- Records with interface code
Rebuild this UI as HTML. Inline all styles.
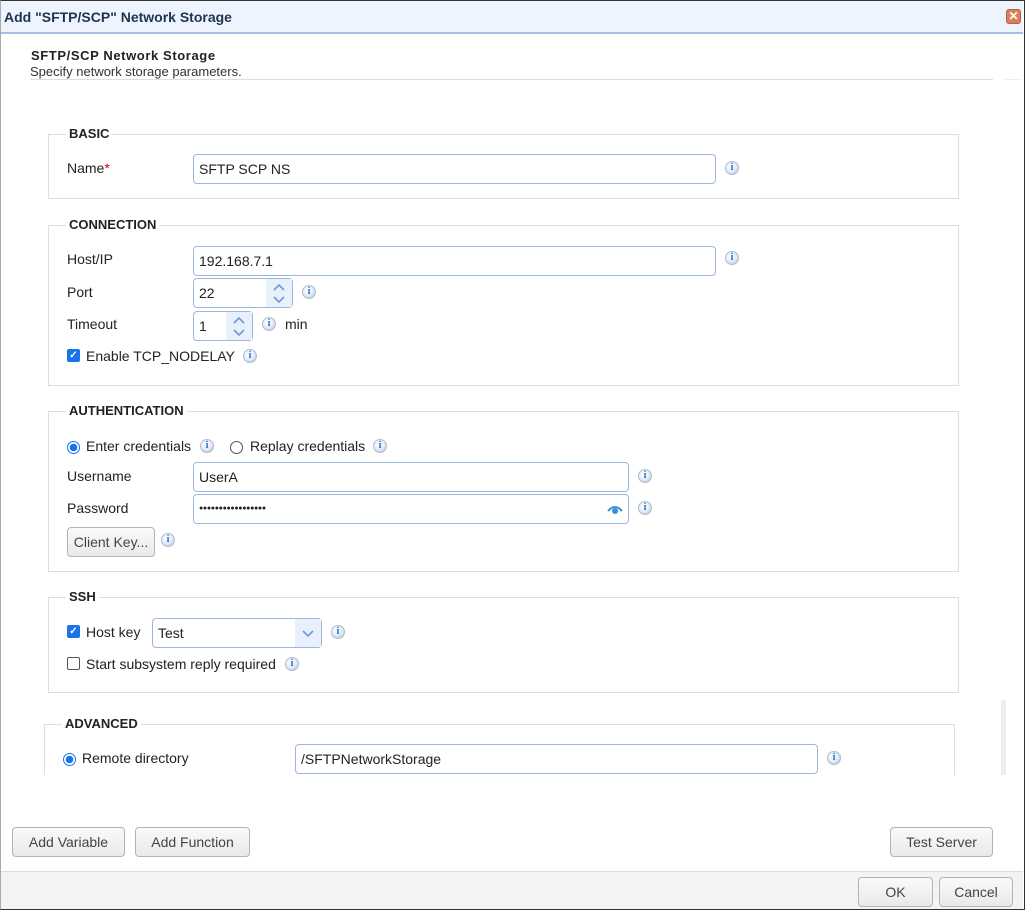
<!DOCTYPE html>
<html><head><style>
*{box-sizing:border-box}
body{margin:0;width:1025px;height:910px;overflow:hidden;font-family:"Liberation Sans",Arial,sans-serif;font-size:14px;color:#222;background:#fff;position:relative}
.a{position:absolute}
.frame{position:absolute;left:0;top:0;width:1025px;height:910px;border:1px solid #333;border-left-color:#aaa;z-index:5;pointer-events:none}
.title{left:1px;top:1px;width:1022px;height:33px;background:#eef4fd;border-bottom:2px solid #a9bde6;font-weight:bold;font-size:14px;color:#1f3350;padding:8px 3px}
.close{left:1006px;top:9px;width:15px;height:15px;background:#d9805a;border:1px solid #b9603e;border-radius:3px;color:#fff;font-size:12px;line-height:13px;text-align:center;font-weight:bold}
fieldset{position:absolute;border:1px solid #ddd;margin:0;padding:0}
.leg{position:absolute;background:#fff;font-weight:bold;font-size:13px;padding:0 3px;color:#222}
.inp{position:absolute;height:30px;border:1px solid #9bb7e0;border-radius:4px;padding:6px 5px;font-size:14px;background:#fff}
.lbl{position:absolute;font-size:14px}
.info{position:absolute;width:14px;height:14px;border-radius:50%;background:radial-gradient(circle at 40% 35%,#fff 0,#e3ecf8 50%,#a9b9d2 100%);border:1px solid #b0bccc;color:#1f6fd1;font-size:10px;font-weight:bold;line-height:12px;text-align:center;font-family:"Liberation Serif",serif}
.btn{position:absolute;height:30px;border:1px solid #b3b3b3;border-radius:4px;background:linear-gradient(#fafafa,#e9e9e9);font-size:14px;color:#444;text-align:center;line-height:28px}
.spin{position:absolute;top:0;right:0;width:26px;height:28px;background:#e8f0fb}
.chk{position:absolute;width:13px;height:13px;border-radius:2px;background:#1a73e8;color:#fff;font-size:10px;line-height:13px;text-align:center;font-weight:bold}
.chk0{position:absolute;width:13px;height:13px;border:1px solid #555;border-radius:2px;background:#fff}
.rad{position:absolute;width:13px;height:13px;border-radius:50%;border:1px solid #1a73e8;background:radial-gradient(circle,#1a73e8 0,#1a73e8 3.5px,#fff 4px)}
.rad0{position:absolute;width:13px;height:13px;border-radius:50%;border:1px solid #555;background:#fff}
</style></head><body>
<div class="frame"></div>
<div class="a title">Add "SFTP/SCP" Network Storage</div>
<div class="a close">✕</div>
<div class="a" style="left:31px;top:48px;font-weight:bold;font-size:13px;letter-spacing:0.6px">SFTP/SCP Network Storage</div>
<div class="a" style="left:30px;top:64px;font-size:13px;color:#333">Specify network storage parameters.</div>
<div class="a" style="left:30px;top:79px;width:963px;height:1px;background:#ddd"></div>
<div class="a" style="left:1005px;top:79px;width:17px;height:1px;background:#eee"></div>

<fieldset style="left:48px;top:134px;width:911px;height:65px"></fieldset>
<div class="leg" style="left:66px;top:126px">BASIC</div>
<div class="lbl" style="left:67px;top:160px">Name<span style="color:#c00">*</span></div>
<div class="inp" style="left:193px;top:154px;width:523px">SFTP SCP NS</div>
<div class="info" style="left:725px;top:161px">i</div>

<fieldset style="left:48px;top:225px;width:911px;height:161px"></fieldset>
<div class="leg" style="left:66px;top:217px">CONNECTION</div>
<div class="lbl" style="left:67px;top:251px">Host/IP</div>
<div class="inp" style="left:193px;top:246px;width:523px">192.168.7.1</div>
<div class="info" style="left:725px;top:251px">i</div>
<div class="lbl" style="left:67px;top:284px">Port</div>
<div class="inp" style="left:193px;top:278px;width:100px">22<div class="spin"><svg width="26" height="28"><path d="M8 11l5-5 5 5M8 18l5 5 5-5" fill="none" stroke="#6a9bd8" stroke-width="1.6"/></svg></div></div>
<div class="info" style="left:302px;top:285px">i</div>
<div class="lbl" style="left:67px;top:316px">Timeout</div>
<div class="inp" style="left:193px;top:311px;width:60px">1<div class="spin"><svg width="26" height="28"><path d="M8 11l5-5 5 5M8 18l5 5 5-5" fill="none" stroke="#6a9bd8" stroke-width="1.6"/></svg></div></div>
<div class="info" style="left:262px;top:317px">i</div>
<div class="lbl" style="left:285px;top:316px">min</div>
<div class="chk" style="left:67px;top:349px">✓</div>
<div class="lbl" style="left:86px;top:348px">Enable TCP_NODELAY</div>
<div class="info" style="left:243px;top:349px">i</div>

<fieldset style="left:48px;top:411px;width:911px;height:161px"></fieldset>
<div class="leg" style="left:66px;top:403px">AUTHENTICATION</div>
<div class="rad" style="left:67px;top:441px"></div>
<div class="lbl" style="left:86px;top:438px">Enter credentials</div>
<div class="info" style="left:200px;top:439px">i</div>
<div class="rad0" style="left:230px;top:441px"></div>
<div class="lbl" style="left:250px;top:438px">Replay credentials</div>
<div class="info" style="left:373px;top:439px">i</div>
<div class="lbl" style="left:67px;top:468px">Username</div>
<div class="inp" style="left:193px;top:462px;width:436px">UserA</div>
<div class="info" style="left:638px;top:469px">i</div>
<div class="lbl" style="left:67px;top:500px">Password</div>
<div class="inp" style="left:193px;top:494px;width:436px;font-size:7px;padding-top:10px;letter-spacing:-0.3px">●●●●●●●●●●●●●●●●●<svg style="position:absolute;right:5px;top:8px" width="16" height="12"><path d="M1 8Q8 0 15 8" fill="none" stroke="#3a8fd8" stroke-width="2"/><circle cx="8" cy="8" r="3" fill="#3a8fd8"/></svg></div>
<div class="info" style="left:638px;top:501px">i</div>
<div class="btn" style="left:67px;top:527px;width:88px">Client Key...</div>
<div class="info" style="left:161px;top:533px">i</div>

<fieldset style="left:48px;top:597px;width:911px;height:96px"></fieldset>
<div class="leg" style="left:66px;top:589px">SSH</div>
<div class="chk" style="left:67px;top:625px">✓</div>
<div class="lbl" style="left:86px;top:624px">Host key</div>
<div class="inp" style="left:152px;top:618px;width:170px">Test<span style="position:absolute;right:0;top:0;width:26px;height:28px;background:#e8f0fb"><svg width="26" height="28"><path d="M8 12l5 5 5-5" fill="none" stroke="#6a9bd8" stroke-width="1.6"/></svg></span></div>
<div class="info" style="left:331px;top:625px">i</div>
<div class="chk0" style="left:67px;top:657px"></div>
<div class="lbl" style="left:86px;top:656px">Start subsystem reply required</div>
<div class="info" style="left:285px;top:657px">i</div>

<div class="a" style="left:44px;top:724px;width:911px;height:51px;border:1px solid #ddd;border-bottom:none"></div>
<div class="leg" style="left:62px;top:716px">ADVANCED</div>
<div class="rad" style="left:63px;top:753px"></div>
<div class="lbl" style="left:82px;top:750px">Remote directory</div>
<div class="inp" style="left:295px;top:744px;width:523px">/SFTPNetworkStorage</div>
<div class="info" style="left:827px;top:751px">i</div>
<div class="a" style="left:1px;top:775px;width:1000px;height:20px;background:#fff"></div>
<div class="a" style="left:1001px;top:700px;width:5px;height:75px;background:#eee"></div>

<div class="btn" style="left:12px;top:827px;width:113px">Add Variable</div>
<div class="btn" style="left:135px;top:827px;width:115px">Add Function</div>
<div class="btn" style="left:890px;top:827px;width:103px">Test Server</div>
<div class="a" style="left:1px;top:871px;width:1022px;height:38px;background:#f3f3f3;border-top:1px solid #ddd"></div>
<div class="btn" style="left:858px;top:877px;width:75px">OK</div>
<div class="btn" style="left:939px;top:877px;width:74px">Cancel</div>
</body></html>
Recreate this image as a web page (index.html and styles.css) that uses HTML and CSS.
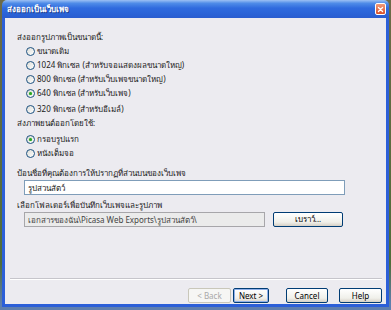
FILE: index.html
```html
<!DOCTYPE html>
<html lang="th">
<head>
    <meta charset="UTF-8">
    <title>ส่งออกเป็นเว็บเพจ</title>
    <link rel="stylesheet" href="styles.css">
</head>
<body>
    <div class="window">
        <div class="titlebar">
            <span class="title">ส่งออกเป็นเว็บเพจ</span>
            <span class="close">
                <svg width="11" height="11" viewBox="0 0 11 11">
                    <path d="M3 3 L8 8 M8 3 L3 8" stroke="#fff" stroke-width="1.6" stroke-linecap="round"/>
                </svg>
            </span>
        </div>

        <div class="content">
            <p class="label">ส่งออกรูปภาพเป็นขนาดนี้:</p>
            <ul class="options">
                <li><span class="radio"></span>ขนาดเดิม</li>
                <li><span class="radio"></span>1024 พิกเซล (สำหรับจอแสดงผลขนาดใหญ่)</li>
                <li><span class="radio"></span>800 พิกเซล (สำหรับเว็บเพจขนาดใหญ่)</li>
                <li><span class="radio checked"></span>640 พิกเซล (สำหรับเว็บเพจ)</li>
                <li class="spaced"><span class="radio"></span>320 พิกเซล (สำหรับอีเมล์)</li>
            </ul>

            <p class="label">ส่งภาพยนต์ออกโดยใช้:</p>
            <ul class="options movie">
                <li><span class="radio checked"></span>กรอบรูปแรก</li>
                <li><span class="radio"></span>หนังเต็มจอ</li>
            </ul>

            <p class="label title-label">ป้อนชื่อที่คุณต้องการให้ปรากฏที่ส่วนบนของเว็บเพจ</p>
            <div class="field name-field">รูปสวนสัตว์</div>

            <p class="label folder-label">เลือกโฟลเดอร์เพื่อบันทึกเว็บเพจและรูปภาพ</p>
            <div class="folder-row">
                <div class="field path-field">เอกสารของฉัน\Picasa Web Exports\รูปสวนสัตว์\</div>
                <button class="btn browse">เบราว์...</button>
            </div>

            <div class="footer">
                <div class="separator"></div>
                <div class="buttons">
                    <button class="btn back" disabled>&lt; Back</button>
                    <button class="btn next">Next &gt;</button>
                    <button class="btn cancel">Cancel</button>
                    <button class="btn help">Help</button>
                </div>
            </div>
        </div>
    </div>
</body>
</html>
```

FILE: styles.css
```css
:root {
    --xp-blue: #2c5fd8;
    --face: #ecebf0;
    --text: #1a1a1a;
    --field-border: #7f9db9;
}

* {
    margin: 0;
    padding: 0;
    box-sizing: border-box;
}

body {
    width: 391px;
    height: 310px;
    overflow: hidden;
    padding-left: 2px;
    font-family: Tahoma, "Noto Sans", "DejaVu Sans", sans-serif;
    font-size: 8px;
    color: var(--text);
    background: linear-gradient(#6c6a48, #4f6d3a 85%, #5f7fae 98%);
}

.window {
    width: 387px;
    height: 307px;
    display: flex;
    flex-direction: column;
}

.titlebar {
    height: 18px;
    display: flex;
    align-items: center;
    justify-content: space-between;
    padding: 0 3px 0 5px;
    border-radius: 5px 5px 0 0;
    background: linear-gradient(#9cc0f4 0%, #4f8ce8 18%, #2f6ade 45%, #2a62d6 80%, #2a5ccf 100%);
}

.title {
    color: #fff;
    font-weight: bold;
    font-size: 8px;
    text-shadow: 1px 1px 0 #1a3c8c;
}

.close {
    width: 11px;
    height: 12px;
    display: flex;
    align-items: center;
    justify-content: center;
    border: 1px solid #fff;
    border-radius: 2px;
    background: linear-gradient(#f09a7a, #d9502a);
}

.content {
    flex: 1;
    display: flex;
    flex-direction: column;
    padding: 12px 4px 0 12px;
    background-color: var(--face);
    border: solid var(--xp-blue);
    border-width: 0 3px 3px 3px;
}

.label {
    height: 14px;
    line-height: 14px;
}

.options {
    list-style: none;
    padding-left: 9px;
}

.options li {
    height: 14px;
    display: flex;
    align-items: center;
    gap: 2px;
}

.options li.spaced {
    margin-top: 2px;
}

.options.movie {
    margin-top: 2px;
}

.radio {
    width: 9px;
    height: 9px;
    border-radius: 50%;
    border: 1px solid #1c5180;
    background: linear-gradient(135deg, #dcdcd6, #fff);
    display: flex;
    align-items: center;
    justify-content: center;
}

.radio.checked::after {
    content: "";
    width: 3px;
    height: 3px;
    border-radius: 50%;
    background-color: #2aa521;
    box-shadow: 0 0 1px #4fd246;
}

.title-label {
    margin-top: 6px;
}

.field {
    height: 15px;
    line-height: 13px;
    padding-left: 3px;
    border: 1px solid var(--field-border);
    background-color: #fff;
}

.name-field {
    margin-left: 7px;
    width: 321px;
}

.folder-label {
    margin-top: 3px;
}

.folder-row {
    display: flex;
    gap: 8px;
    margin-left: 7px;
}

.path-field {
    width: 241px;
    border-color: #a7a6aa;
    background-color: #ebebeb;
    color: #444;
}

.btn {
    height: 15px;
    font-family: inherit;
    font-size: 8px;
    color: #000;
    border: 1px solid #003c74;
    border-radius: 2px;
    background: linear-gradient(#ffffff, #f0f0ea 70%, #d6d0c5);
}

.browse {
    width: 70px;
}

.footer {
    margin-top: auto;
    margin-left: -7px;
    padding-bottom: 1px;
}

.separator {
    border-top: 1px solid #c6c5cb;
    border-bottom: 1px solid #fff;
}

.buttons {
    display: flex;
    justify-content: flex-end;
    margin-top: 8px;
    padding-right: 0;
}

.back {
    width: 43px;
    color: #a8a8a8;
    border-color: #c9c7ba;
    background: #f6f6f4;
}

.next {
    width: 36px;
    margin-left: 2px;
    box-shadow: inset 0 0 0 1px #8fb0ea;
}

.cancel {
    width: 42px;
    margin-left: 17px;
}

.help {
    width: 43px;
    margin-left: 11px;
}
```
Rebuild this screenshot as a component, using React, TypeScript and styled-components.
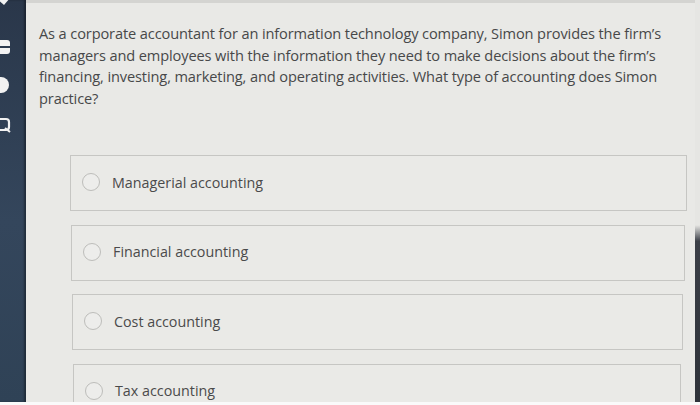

- PROBLEM
Collect every line with the string "styles" from the records, and copy each.

- THE ANSWER
Rebuild this UI as HTML. Inline all styles.
Recreate this image as a web page (index.html and styles.css) that uses HTML and CSS.
    <link rel="stylesheet" href="styles.css">
FILE: styles.css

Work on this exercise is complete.